What Multicore Artisans Say...

Without Cilk++, multicore enablement will require a drastic rewrite of our code, which can only be done by a small minority of our most experienced software developers. With Cilk++, we believe a team of largely junior developers can multicore-enable our code base.

No one provided a solution that is as crisp and simple, as easy to test and debug, and as high performing. I believe that Cilk Arts has a solution to a real and pressing problem in our industry.

Director of Research,
$300M Application Software Vendor

What Analysts Say...

Every software maker out there has got to learn how to program parallel code to remain competitive.

There's going to be a huge learning curve for developers to take on multi-threading in such a big way.

Dan Olds, Principal Analyst
Gabriel Consulting Group

Addressing The Multicore Programming Challenge


Duncan McCallum, CEO of Cilk Arts, discusses the multicore programming challenge facing the industry, and the mission of Cilk Arts

Cilk Arts serves companies who develop performance-sensitive, CPU-bound applications for multicore processors.  For our customers, it is a competitive imperative to exploit all of the performance available in multicore processors. They face three challenges in doing so - focused around development time, software reliability, and performance.

Development Time

The Multicore Challenge 

Developing multi-threaded software is dramatically more complex than developing serial code. This complexity requires organizations to acquire new programming skills - forcing retraining or retooling of development teams. With any of the alternatives to Cilk++, a legacy application must be redesigned before it can be multicore-enabled. These factors put enormous pressure on development schedules and introduce risk.

The Cilk++ Solution

The Cilk++ keywords are simple enough to learn in less than a day. As a result, all of your programmers can quickly become "multicore" developers using Cilk++. With Cilk++ you don't need to recruit new programmers or train existing programmers in a complicated new parallel programming model.

Use of Cilk++ requires little or no redesign of the original serial code, saving months to years of development time and dramatically reducing schedule risk.  A Cilk++ program retains the serial semantics of the original code.  The keywords can also easily be compiled out - allowing you to debug your application with your existing serial tools your programmers are familiar with.  Furthermore, customers can apply Cilk++ incrementally to their application - achieving rapid proof-of-benefit.

Software Reliability

The Multicore Challenge  

When parallelism is introduced into an application, that application becomes vulnerable to "race conditions". A race condition occurs when concurrent software tasks access a shared memory location and at least one of the tasks stores a value into the location. Depending on the scheduling of the tasks, the software may behave differently. The result is software flaws that are nondeterministic and very difficult to detect during testing.

The Cilk++ Solution

Because a Cilk++ program retains the serial semantics of the original program, the debug/test infrastructure already in place to test the serial version of an application remains unchanged. Since both the serial code and the serial regression tests are identical to the original, the serial correctness of a program is unchanged as well.

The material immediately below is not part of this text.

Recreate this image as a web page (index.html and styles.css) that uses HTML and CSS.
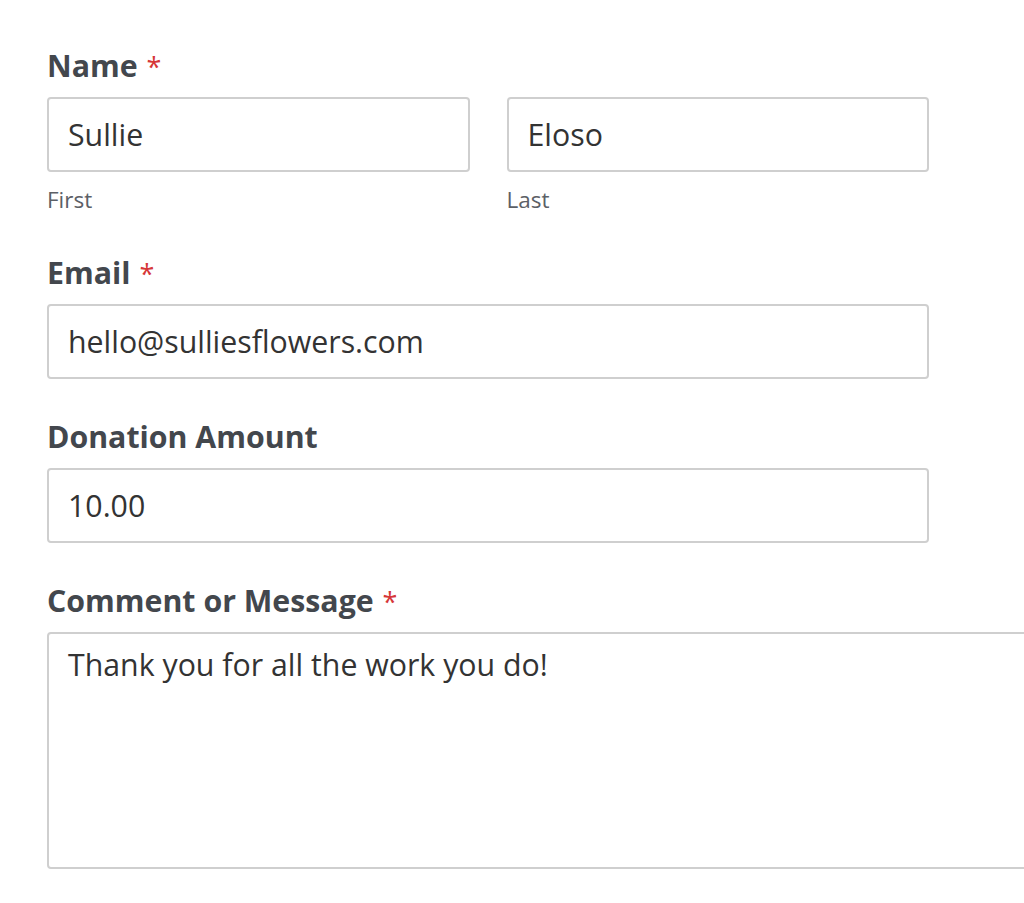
FILE: index.html
```html
<!DOCTYPE html>
<html lang="en">
<head>
<meta charset="utf-8">
<title>Donation Form</title>
<link rel="stylesheet" href="styles.css">
</head>
<body>
<form class="form">
  <div class="field">
    <label class="label">Name <span class="req">*</span></label>
    <div class="row">
      <div class="col">
        <input class="input" type="text" value="Sullie">
        <div class="sublabel">First</div>
      </div>
      <div class="col">
        <input class="input" type="text" value="Eloso">
        <div class="sublabel">Last</div>
      </div>
    </div>
  </div>
  <div class="field">
    <label class="label">Email <span class="req">*</span></label>
    <input class="input" type="text" value="hello@sulliesflowers.com">
  </div>
  <div class="field">
    <label class="label">Donation Amount</label>
    <input class="input" type="text" value="10.00">
  </div>
  <div class="field">
    <label class="label">Comment or Message <span class="req">*</span></label>
    <textarea class="textarea">Thank you for all the work you do!</textarea>
  </div>
</form>
</body>
</html>
```

FILE: styles.css
```css
html, body {
  margin: 0;
  padding: 0;
  overflow: hidden;
  background: #ffffff;
}

.form {
  padding: 48px 0 0 47px;
  width: 882px;
  font-family: "Open Sans", "Noto Sans", sans-serif;
}

.field {
  margin-bottom: 40px;
}

.label {
  display: block;
  height: 36px;
  font-size: 30.3px;
  line-height: 36px;
  font-weight: 700;
  color: #43474d;
  margin-bottom: 13px;
  white-space: nowrap;
}

.req {
  color: #d63638;
  font-weight: 400;
  font-size: 27px;
  line-height: 1;
  margin-left: 1px;
}

.row {
  display: grid;
  grid-template-columns: 1fr 1fr;
  column-gap: 37px;
}

.col {
  min-width: 0;
}

.input,
.textarea {
  display: block;
  box-sizing: border-box;
  width: 100%;
  border: 2px solid #cfcfcf;
  border-radius: 4px;
  background: #ffffff;
  font-family: "Open Sans", "Noto Sans", sans-serif;
  font-size: 30.3px;
  color: #333333;
  margin: 0;
  outline: none;
}

.input {
  height: 75px;
  padding: 0 19px;
}

.textarea {
  width: 1000px;
  height: 237px;
  padding: 10px 19px;
  line-height: 1.4;
  resize: none;
  overflow: hidden;
}

.sublabel {
  margin-top: 12px;
  font-size: 22.5px;
  line-height: 31px;
  color: #5c6066;
}
```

Using the Cilk++ race detector flags race conditions, assuring the parallel correctness of a program. This allows you to build multi-core enabled code this is as reliable as the original serial application.

Performance

The Multicore Challenge

Building applications that fully utilize all the cores in a CMP is difficult with existing approaches. An application must be tuned to run well on a predetermined number of processor cores.

This dependence on the number of processors means that applications must be modified for each successive processor generation. It also requires that development organizations must support multiple versions of an application for it to run on a heterogeneous collection of hardware platforms.

The Cilk++ Solution

Best-in-class Performance: The Cilk++ runtime library delivers performance equal to or better than the best hand-tuned codes in a fraction of the development time.

Linear Scaling as cores are added: The Cilk++ scheduler delivers near-perfect linear speedup as cores are added, measured on programs with sufficient parallelism at 3.98x on 4 cores. In addition, the scheduler is indifferent to the number of processors being scheduled - it adapts dynamically.

Minimal Overhead on a Single Core: Cilk overheads on a single-core processor are negligible - often less than 2%. The result is that a Cilk application is not dependent on the number of cores available, and will run well even on a single-core machine. A customer can write one Cilk application and it will run optimally on any platform. Applications are future-proofed against the increasing core-count expected in future microprocessors.